Pan American got a permit this year to export gas to Chile, and it likely will start to make deliveries during the upcoming December to February summer for consumption in that market, Lopez Angriman said.

But he said that won’t be enough to sustain a larger development of Vaca Muerta, where he estimates one field could easily supply the LNG export terminal.

“The field could produce 25, 50, or even 100 million cu m/d,” Lopez Angriman said. “It’s incredible the number of wells that you can do in Vaca Muerta for gas.”

Frackers, he added, have de-risked the gas potential in Vaca Muerta, and the next step is to find the capital to put it into full-scale production. But to attract investors, more pipelines are needed to get the gas out and additional markets must be found to increase sales so production can be sustained year-round, not slowed during the summer with the closing of wells. State-run YPF, the country’s biggest gas producer, had to close gas wells in the third quarter of this year, in part because warming temperatures and a contracting economy reduced demand.

Argentina has sharp fluctuations in gas demand, from 115 million cu m/d in the summer and peaks at 180 million cu m/d in the winter, according to data from Enargas, the national gas regulator.

“It is not a good thing to convince investors to invest in shale gas when production has to be halted during the summer,” Lopez Angriman said.

CUTTING WELLHEAD COSTS

While gas exports can be increased to neighboring countries, these markets suffer the same predicament as Argentina: their demand for gas plunges in the summer. That means LNG must be pursued if output from Vaca Muerta is to be expanded, he said.
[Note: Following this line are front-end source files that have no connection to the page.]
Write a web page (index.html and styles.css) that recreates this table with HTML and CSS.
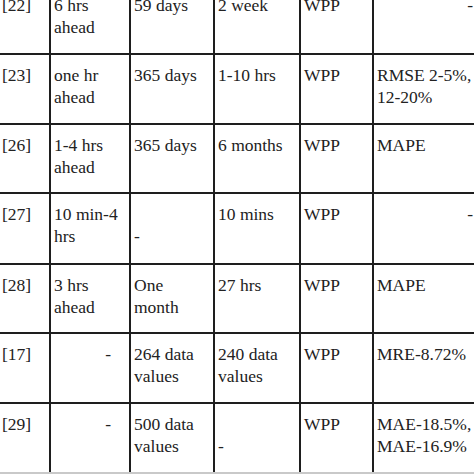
FILE: index.html
```html
<!DOCTYPE html>
<html>
<head>
<meta charset="utf-8">
<link rel="stylesheet" href="styles.css">
</head>
<body>
<div class="frame">
  <div class="sheet">
    <div class="c">[22]</div><div class="c">6 hrs<br>ahead</div><div class="c">59 days</div><div class="c">2 week</div><div class="c">WPP</div><div class="c r">-</div>
    <div class="c">[23]</div><div class="c">one hr<br>ahead</div><div class="c">365 days</div><div class="c">1-10 hrs</div><div class="c">WPP</div><div class="c">RMSE 2-5%,<br>12-20%</div>
    <div class="c">[26]</div><div class="c">1-4 hrs<br>ahead</div><div class="c">365 days</div><div class="c">6 months</div><div class="c">WPP</div><div class="c">MAPE</div>
    <div class="c">[27]</div><div class="c">10 min-4<br>hrs</div><div class="c">&nbsp;<br>-</div><div class="c">10 mins</div><div class="c">WPP</div><div class="c r">-</div>
    <div class="c">[28]</div><div class="c">3 hrs<br>ahead</div><div class="c">One<br>month</div><div class="c">27 hrs</div><div class="c">WPP</div><div class="c">MAPE</div>
    <div class="c">[17]</div><div class="c r">-</div><div class="c">264 data<br>values</div><div class="c">240 data<br>values</div><div class="c">WPP</div><div class="c">MRE-8.72%</div>
    <div class="c">[29]</div><div class="c r">-</div><div class="c">500 data<br>values</div><div class="c">&nbsp;<br>-</div><div class="c">WPP</div><div class="c">MAE-18.5%,<br>MAE-16.9%</div>
  </div>
</div>
</body>
</html>
```
FILE: styles.css
```css
html, body {
  margin: 0;
  padding: 0;
  background: #c9c9c9;
}
.frame {
  width: 474px;
  height: 472px;
  overflow: hidden;
  background: #fff;
}
.sheet {
  display: grid;
  grid-template-columns: 49px 78px 82px 84px 71px 130px;
  grid-template-rows: 68px 68px 67px 69px 67px 68px 70px;
  gap: 2px;
  background: #1e1e1e;
  margin-top: -15px;
  width: max-content;
  font-family: "Liberation Serif", "Times New Roman", serif;
  font-size: 17.5px;
  line-height: 21.5px;
  color: #222;
}
.c {
  background: #fff;
  padding: 10px 2px 0 3px;
  white-space: nowrap;
}
.c:nth-child(6n+1) {
  padding-left: 2px;
}
.r {
  text-align: right;
  padding-right: 18px;
}
.c:nth-child(6n).r {
  padding-right: 31px;
}
```
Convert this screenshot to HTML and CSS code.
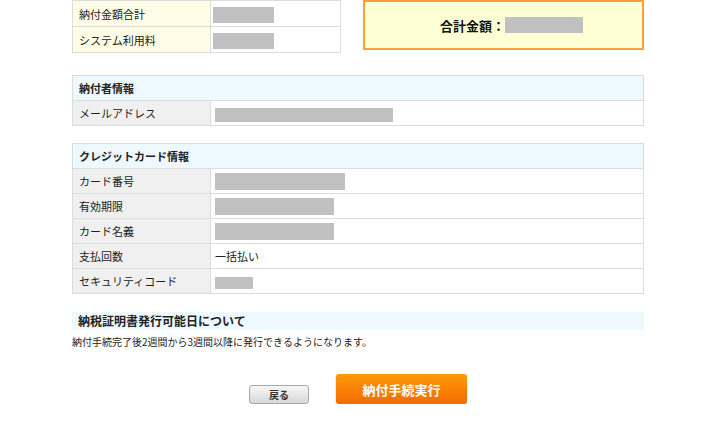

But to do that, a big challenge is to bring down development costs in the play so the gas can be competitive against Australia, Qatar, the US and other suppliers in sales to Southeast Asia, where demand is expected to grow, Lopez Angriman said.

He estimates that at around $3/MMBtu, sales can be competitive. But to get there, Vaca Muerta development costs must come down 30%, and the focus is on easing the strain of frack sand, which accounts for 30% of the well completion cost, he said.

Frackers have shaved the cost of sand to $190/mt from $250/mt over the past few years, but it is still higher than the $60/mt figure in the US.

“If we are going to compete with the US or Canada, one way or another we have to reduce the cost of sand,” he said.

Help is to come from moving more sand by boat and train to Vaca Muerta, located in the southwest. Most of the sand is currently being trucked 1,000 km (621 miles) from Entre Rios, a central province, with transport accounting for 50% of the total cost of sand.

There is a government-led plan to extend a cargo railway to Vaca Muerta, but it is not likely to start for three to four years. Once it is in operation, the cost will come down because it is cheaper to move the sand from Entre Rios by river and ocean to Bahia Blanca, an Atlantic port where it can be loaded onto the train for delivery to the well sites.

THE ARGENTINA LNG OPTION

Pan American also is looking at the option of building liquefaction capacity in Argentina, as are other companies.

On Monday, YPF said it plans to install a floating liquefaction barge in Bahia Blanca to export up to 2.5 million cu m/d of LNG from 2019, and then work on building a larger export terminal.

The government, meanwhile, is studying a project for exporting LNG from a six-train onshore terminal in Bahia Blanca, likely starting in 2023 with shipments of 40 million cu m/d, increasing to 120 million cu m/d in 2025.